If this holds true, this would support the idea that much smaller, human curated datasets will be of much higher value than synthetic datasets generated by LLMs
Whichever has the most information wins. When the information has structure you can heavily exploit it for generating synthetic data. For this I point you to Apple Sim. It’s a repository of 3D models for interiors. You can generate many layers of information by controlling the renderer and then use it on real photos. That’s done all over images so vectorial spaces are pretty natural for embeddings.

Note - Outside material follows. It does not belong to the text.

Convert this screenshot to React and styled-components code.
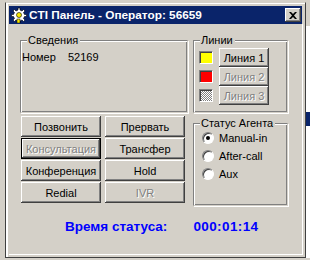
import React from 'react';
import styled, { createGlobalStyle, css } from 'styled-components';

const GlobalStyle = createGlobalStyle`
	html, body {
		margin: 0;
		padding: 0;
	}
	body {
		background: #d4d0c8;
		font-family: "Liberation Sans", Arial, sans-serif;
		font-size: 11px;
		overflow: hidden;
	}
`;

const Desktop = styled.div`
	position: relative;
	width: 310px;
	height: 260px;
	box-sizing: border-box;
	padding: 2px 0 0 5px;
	display: flex;
	align-items: flex-start;
`;

const BackStrip = styled.div`
	width: 4px;
	height: 258px;
	margin-top: -2px;
	background: linear-gradient(#d4d0c8 0 26px, #fff 26px 112px, #0a246a 112px 126px, #fff 126px);
`;

const Window = styled.div`
	width: 301px;
	height: 256px;
	box-sizing: border-box;
	border: 1px solid #404040;
	border-top-color: #d4d0c8;
	padding: 3px 3px 2px 3px;
	box-shadow: inset 2px 0 #fff, inset 0 1px #fff;
	background: #d4d0c8;
	display: flex;
	flex-direction: column;
`;

const TitleBar = styled.div`
	height: 18px;
	flex: none;
	background: #0a246a;
	display: flex;
	align-items: center;
	padding: 0 1px 0 2px;
	gap: 2px;
`;

const TitleText = styled.span`
	flex: 1;
	color: #fff;
	font-weight: bold;
	font-size: 11.8px;
	white-space: nowrap;
`;

const CloseButton = styled.button`
	width: 16px;
	height: 14px;
	padding: 0;
	border: none;
	background: #d4d0c8;
	box-shadow: inset -1px -1px #404040, inset 1px 1px #fff, inset -2px -2px #808080;
	display: flex;
	align-items: center;
	justify-content: center;
`;

const Client = styled.div`
	flex: 1;
	margin-right: -1px;
	border-right: 1px solid #fff;
	border-bottom: 1px solid #fff;
	padding: 16px 0 0 11px;
	display: flex;
	flex-direction: column;
`;

const Columns = styled.div`
	display: grid;
	grid-template-columns: 168px 95px;
	column-gap: 5px;
	align-items: start;
`;

const Column = styled.div`
	display: flex;
	flex-direction: column;
`;

const GroupBox = styled.div`
	position: relative;
	box-sizing: border-box;
	height: ${(p) => p.$height}px;
	margin-top: ${(p) => p.$top || 0}px;
	border: 1px solid #808080;
	border-right-color: transparent;
	border-bottom-color: transparent;
	box-shadow: inset 1px 1px #fff, 1px 1px #fff, inset -1px -1px #808080;
	padding: ${(p) => p.$pad};
`;

const GroupLabel = styled.span`
	position: absolute;
	top: -7px;
	left: 6px;
	padding: 0 2px 0 1px;
	background: #d4d0c8;
	line-height: 13px;
	color: #000;
`;

const InfoRow = styled.div`
	display: grid;
	grid-template-columns: 46px auto;
	line-height: 13px;
`;

const LineRow = styled.div`
	display: flex;
	align-items: center;
	gap: 6px;
	height: 19px;
`;

const Lamp = styled.span`
	width: 14px;
	height: 13px;
	box-sizing: border-box;
	border: 1px solid;
	border-color: #808080 #fff #fff #808080;
	box-shadow: inset 1px 1px #404040;
	background: ${(p) => p.$color};
	${(p) =>
		p.$idle &&
		css`
			background: repeating-conic-gradient(#808080 0 25%, #fff 0 50%) 0 0 / 2px 2px;
		`}
`;

const Button = styled.button`
	box-sizing: border-box;
	width: ${(p) => p.$width}px;
	height: ${(p) => p.$height}px;
	padding: 0;
	font-family: inherit;
	font-size: 11px;
	color: #000;
	background: #d4d0c8;
	border: none;
	box-shadow: inset -1px -1px #404040, inset 1px 1px #fff, inset -2px -2px #808080;
	${(p) =>
		p.$default &&
		css`
			border: 1px solid #000;
		`}
	&:disabled {
		color: #808080;
		text-shadow: 1px 1px #fff;
	}
`;

const ButtonGrid = styled.div`
	display: grid;
	grid-template-columns: 80px 80px;
	grid-auto-rows: 21px;
	column-gap: 4px;
	row-gap: 1px;
	margin: 3px 0 0 1px;
`;

const RadioRow = styled.label`
	display: flex;
	align-items: center;
	gap: 5px;
	height: 18px;
`;

const RadioDot = styled.span`
	position: relative;
	width: 12px;
	height: 12px;
	box-sizing: border-box;
	border-radius: 50%;
	border: 1px solid;
	border-color: #808080 #fff #fff #808080;
	box-shadow: inset 1px 1px #404040;
	background: #fff;
	&::after {
		content: '';
		display: ${(p) => (p.$checked ? 'block' : 'none')};
		position: absolute;
		left: 3px;
		top: 3px;
		width: 4px;
		height: 4px;
		border-radius: 50%;
		background: #000;
	}
`;

const StatusRow = styled.div`
	display: flex;
	gap: 26px;
	margin: 13px 0 0 45px;
	color: #0000ff;
	font-weight: bold;
	font-size: 13.5px;
	line-height: 16px;
`;

const StatusTime = styled.span`
	letter-spacing: 0.4px;
`;

function AppIcon() {
	return (
		<svg width="16" height="16" viewBox="0 0 16 16">
			<path d="M7 1l2 0 0 2 2 1 1.5-1.5 1.5 1.5-1.5 1.5 1 2 2 0 0 2-2 0-1 2 1.5 1.5-1.5 1.5-1.5-1.5-2 1 0 2-2 0 0-2-2-1-1.5 1.5-1.5-1.5 1.5-1.5-1-2-2 0 0-2 2 0 1-2-1.5-1.5 1.5-1.5 1.5 1.5 2-1z" fill="#fff" stroke="#000" strokeWidth="0.6" />
			<circle cx="8" cy="8" r="2.5" fill="#f8e800" stroke="#000" strokeWidth="0.6" />
			<rect x="6" y="12" width="3" height="4" fill="#f8e800" stroke="#000" strokeWidth="0.5" />
		</svg>
	);
}

const actions = [
	{ label: 'Позвонить' },
	{ label: 'Прервать' },
	{ label: 'Консультация', disabled: true, isDefault: true },
	{ label: 'Трансфер' },
	{ label: 'Конференция' },
	{ label: 'Hold' },
	{ label: 'Redial' },
	{ label: 'IVR', disabled: true },
];

const lines = [
	{ label: 'Линия 1', color: '#ffff00' },
	{ label: 'Линия 2', color: '#ff0000', disabled: true },
	{ label: 'Линия 3', idle: true, disabled: true },
];

const statuses = ['Manual-in', 'After-call', 'Aux'];

export default function App() {
	return (
		<>
			<GlobalStyle />
			<Desktop>
				<Window>
					<TitleBar>
						<AppIcon />
						<TitleText>CTI Панель - Оператор: 56659</TitleText>
						<CloseButton aria-label="Закрыть">
							<svg width="8" height="7" viewBox="0 0 8 7">
								<path d="M0 0h2l2 2 2-2h2l-3 3.5 3 3.5h-2l-2-2-2 2h-2l3-3.5z" fill="#000" />
							</svg>
						</CloseButton>
					</TitleBar>
					<Client>
						<Columns>
							<Column>
								<GroupBox $height={73} $pad="10px 0 0 1px">
									<GroupLabel>Сведения</GroupLabel>
									<InfoRow>
										<span>Номер</span>
										<span>52169</span>
									</InfoRow>
								</GroupBox>
								<ButtonGrid>
									{actions.map((a) => (
										<Button key={a.label} $width={80} $height={21} disabled={a.disabled} $default={a.isDefault}>
											{a.label}
										</Button>
									))}
								</ButtonGrid>
							</Column>
							<Column>
								<GroupBox $height={73} $pad="7px 0 0 5px">
									<GroupLabel>Линии</GroupLabel>
									{lines.map((l) => (
										<LineRow key={l.label}>
											<Lamp $color={l.color} $idle={l.idle} />
											<Button $width={50} $height={19} disabled={l.disabled}>
												{l.label}
											</Button>
										</LineRow>
									))}
								</GroupBox>
								<GroupBox $height={83} $top={10} $pad="5px 0 0 8px">
									<GroupLabel>Статус Агента</GroupLabel>
									{statuses.map((s, i) => (
										<RadioRow key={s}>
											<RadioDot $checked={i === 0} />
											<span>{s}</span>
										</RadioRow>
									))}
								</GroupBox>
							</Column>
						</Columns>
						<StatusRow>
							<span>Время статуса:</span>
							<StatusTime>000:01:14</StatusTime>
						</StatusRow>
					</Client>
				</Window>
				<BackStrip />
			</Desktop>
		</>
	);
}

You don’t need to add much structure algebraically speaking.
If your domain is heavily algebraic, you might even be able to generate correct examples arbitrarily, which is a situation I recommend anyone to be in.

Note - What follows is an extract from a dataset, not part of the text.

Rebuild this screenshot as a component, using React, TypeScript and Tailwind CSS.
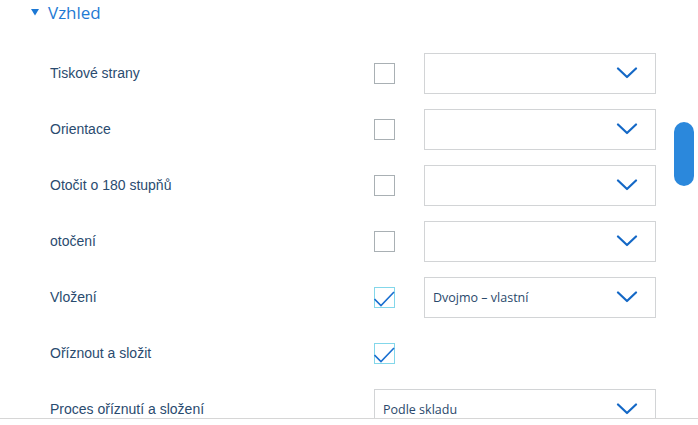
import React from 'react';

type Row = {
    label: string;
    checkbox?: boolean;
    checked?: boolean;
    select?: boolean;
    value?: string;
    wide?: boolean;
};

const rows: Row[] = [
    { label: 'Tiskové strany', checkbox: true, select: true },
    { label: 'Orientace', checkbox: true, select: true },
    { label: 'Otočit o 180 stupňů', checkbox: true, select: true },
    { label: 'otočení', checkbox: true, select: true },
    { label: 'Vložení', checkbox: true, checked: true, select: true, value: 'Dvojmo – vlastní' },
    { label: 'Oříznout a složit', checkbox: true, checked: true },
    { label: 'Proces oříznutí a složení', select: true, wide: true, value: 'Podle skladu' },
];

function Chevron() {
    return (
        <svg width="22" height="12" viewBox="0 0 22 12" fill="none" aria-hidden="true">
            <path d="M2 1.5 L11 10 L20 1.5" stroke="#1468c6" strokeWidth="2.2" strokeLinecap="round" strokeLinejoin="round" />
        </svg>
    );
}

function Checkbox({ checked }: { checked?: boolean }) {
    if (checked) {
        return (
            <div className="relative size-[21px] border border-[#83d7ea]">
                <svg className="absolute -left-px -top-px" width="21" height="21" viewBox="0 0 21 21" fill="none" aria-hidden="true">
                    <path d="M0.5 12 L7 18.5 L20 5" stroke="#1a6fd0" strokeWidth="1.6" />
                </svg>
            </div>
        );
    }
    return <div className="size-[21px] border border-[#a9b0b4]" />;
}

function Select({ value, wide }: { value?: string; wide?: boolean }) {
    return (
        <div
            className={
                wide
                    ? 'flex h-[41px] w-[282px] items-center justify-between border border-[#d2d4d6] pl-[8px] pr-[17px]'
                    : 'flex h-[41px] w-[232px] items-center justify-between border border-[#d2d4d6] pl-[8px] pr-[17px]'
            }
        >
            <span className="pt-[3px] font-['Open_Sans',sans-serif] text-[12.5px] text-[#2a496c]">{value ?? ''}</span>
            <Chevron />
        </div>
    );
}

export default function App() {
    return (
        <div className="relative h-[425px] w-[698px] overflow-hidden bg-white">
            <div className="relative h-[419px] overflow-hidden border-b border-[#d6d6d6]">
                <div className="flex h-6 items-center pl-[31px]">
                    <svg width="8" height="7" viewBox="0 0 8 7" aria-hidden="true">
                        <path d="M0 0 H8 L4 6.5 Z" fill="#1c78d4" />
                    </svg>
                    <span className="ml-[9px] font-['Open_Sans',sans-serif] text-[17px] leading-none text-[#1f7ad4]">
                        Vzhled
                    </span>
                </div>

                <div className="mt-[21px] flex flex-col">
                    {rows.map((row) => (
                        <div key={row.label} className="flex h-[56px] items-center">
                            <div className="w-[374px] pl-[50px] font-['Liberation_Sans',Arial,sans-serif] text-[14px] text-[#2a4b6f]">
                                {row.label}
                            </div>
                            {row.wide ? (
                                <Select value={row.value} wide />
                            ) : (
                                <>
                                    <div className="w-[50px]">
                                        {row.checkbox ? <Checkbox checked={row.checked} /> : null}
                                    </div>
                                    {row.select ? <Select value={row.value} /> : null}
                                </>
                            )}
                        </div>
                    ))}
                </div>

                <div className="absolute left-[674px] top-[122px] h-[64px] w-[20px] rounded-full bg-[#2b88dc]" />
            </div>
        </div>
    );
}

I assume there is a value metric that balances quantity with quantity that may be exploitable in our mid-gains period of understanding the tech behavior -- meaning potential gains from synthetic data. That said, I also expect no-free-lunch to kick in at some point, and synthetic data doesn't always pay attention to the data generating process for outliers.

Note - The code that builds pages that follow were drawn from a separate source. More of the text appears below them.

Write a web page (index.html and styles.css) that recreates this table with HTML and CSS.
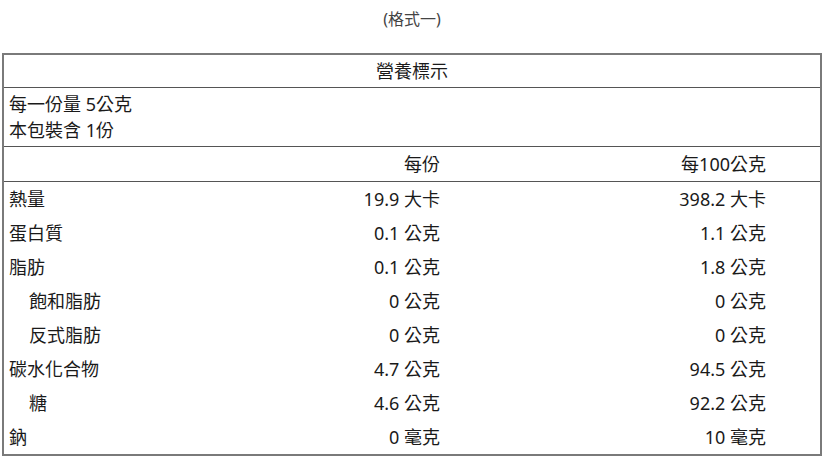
FILE: index.html
```html
<!DOCTYPE html>
<html lang="zh-Hant">
<head>
<meta charset="utf-8">
<link rel="stylesheet" href="styles.css">
</head>
<body>
<div class="page">
  <div class="format">(格式一)</div>
  <table class="nutrition">
    <colgroup>
      <col class="c-label"><col class="c-per"><col class="c-per100"><col class="c-rest">
    </colgroup>
    <thead>
      <tr class="title-row"><th colspan="4">營養標示</th></tr>
    </thead>
    <tbody>
      <tr class="serving-row"><td colspan="4">每一份量 5公克<br>本包裝含 1份</td></tr>
      <tr class="head-row"><td></td><td class="num">每份</td><td class="num">每100公克</td><td></td></tr>
      <tr class="first"><td>熱量</td><td class="num">19.9 大卡</td><td class="num">398.2 大卡</td><td></td></tr>
      <tr><td>蛋白質</td><td class="num">0.1 公克</td><td class="num">1.1 公克</td><td></td></tr>
      <tr><td>脂肪</td><td class="num">0.1 公克</td><td class="num">1.8 公克</td><td></td></tr>
      <tr><td class="sub">飽和脂肪</td><td class="num">0 公克</td><td class="num">0 公克</td><td></td></tr>
      <tr><td class="sub">反式脂肪</td><td class="num">0 公克</td><td class="num">0 公克</td><td></td></tr>
      <tr><td>碳水化合物</td><td class="num">4.7 公克</td><td class="num">94.5 公克</td><td></td></tr>
      <tr><td class="sub">糖</td><td class="num">4.6 公克</td><td class="num">92.2 公克</td><td></td></tr>
      <tr><td>鈉</td><td class="num">0 毫克</td><td class="num">10 毫克</td><td></td></tr>
    </tbody>
  </table>
</div>
</body>
</html>
```
FILE: styles.css
```css
html, body {
  margin: 0;
  padding: 0;
  background: #ffffff;
}
body {
  font-family: "Noto Sans", "Noto Sans CJK TC", sans-serif;
  color: #1a1a1a;
}
.page {
  padding: 0 9px 0 2px;
}
.format {
  text-align: center;
  font-size: 16px;
  line-height: 20px;
  color: #444;
  padding: 9px 0 0 0;
  height: 53px;
  box-sizing: border-box;
}
.nutrition {
  width: 820px;
  border-collapse: collapse;
  border: 2px solid #7a7a7a;
  table-layout: fixed;
  font-size: 18px;
}
.c-label { width: 297px; }
.c-per { width: 140px; }
.c-per100 { width: 326px; }
.c-rest { width: auto; }
.nutrition th,
.nutrition td {
  padding: 4px 0 4px 5px;
  line-height: 26px;
  font-weight: normal;
  vertical-align: middle;
}
.nutrition td.num {
  text-align: right;
  padding-left: 0;
  padding-right: 0;
}
.title-row th {
  text-align: center;
  height: 26px;
  padding: 3px 0 3px 0;
  border-bottom: 1px solid #555;
}
.serving-row td {
  padding: 3px 0 3px 5px;
  border-bottom: 1px solid #555;
}
.head-row td {
  padding: 4px 0 4px 5px;
  border-bottom: 1px solid #555;
}
.nutrition td.sub {
  padding-left: 25px;
}
```
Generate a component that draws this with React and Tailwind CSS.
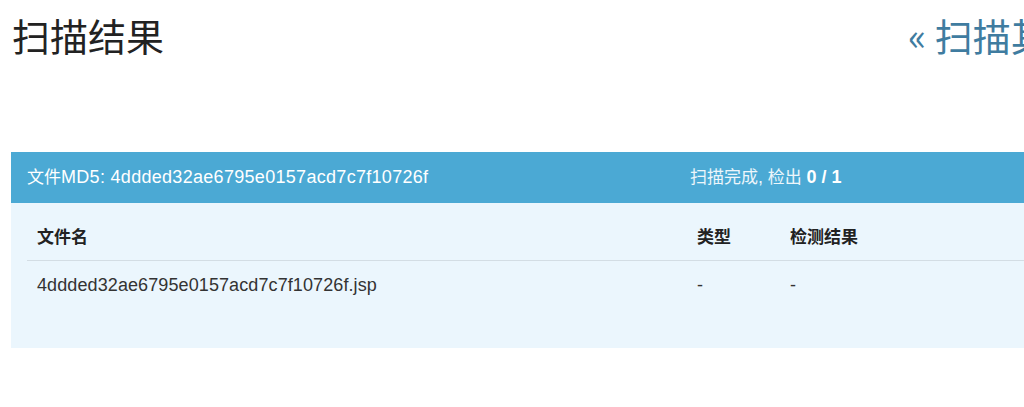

You will find active learning interesting. It starts by attributing a value to each point in your domain that it learns to match the expected gain in some performance metric.
This metric can be learned so it’s okay if it’s really hard to specify.
I doubt it. If anything, ULMFiT era AI has finally killed the need for human curated data. ChatGPT 4 is already being used as an oracle model that everyday AI models are trained off of. A truly gargantuan oracle model will obviate all but the smallest of human input.
GPT4 relies heavily on human curated data. Both for specific domains and for instruction following. Any new model that tries to go beyond it will also likely rely on such data.
Yeah it's been known that OpenAI hires domain experts. If anything, they augment that high quality data rather than just starting from bare bones synthetic data.